Personal information
- Full name: Darren James Handley
- Born: 18 December 1963 (age 62) Mount Beauty
- Original teams: Dederang-Mt Beauty, Myrtleford
- Height: 177 cm (5 ft 10 in)
- Weight: 76 kg (168 lb)

Playing career^{1}
- Years: Club / Games (Goals)
- 1986: Collingwood / 12 (10)
- 1987–1988: Fitzroy / 10 (7)
- Total:  / 22 (17)
- ^{1} Playing statistics correct to the end of 1988.

= Darren Handley =

Australian rules footballer

Darren Handley (born 18 December 1963) is a former Australian rules footballer who played with Collingwood and Fitzroy in the Victorian Football League (VFL).

Originally playing for Dederang-Mt Beauty Football Club then moved onto Myrtleford, Handley played one season at Collingwood, in 1986. He debuted in round 10 and missed only one game for the rest of the year.
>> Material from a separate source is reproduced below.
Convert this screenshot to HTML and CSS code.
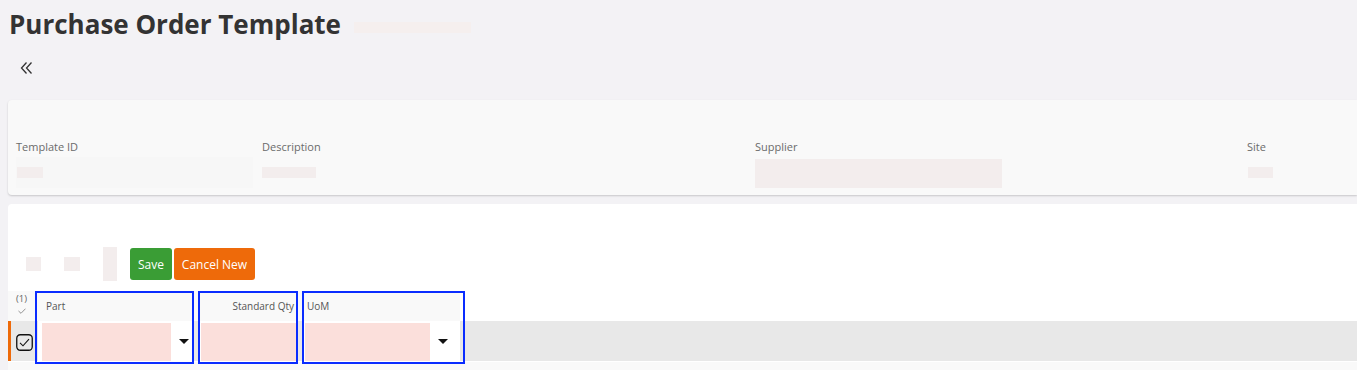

His best performance came in Collingwood's win over Fitzroy at Waverley Park, earning three Brownlow Medal votes for 28 disposals and four goals.

Handley played 10 games for Fitzroy, two in 1987 and eight in 1988. He announced in 1989 that he was taking a break from football in order to recover from a chronic groin injury.

He coached Victorian Amateur Football Association club Old Essendon Grammarians in 2006 and 2007.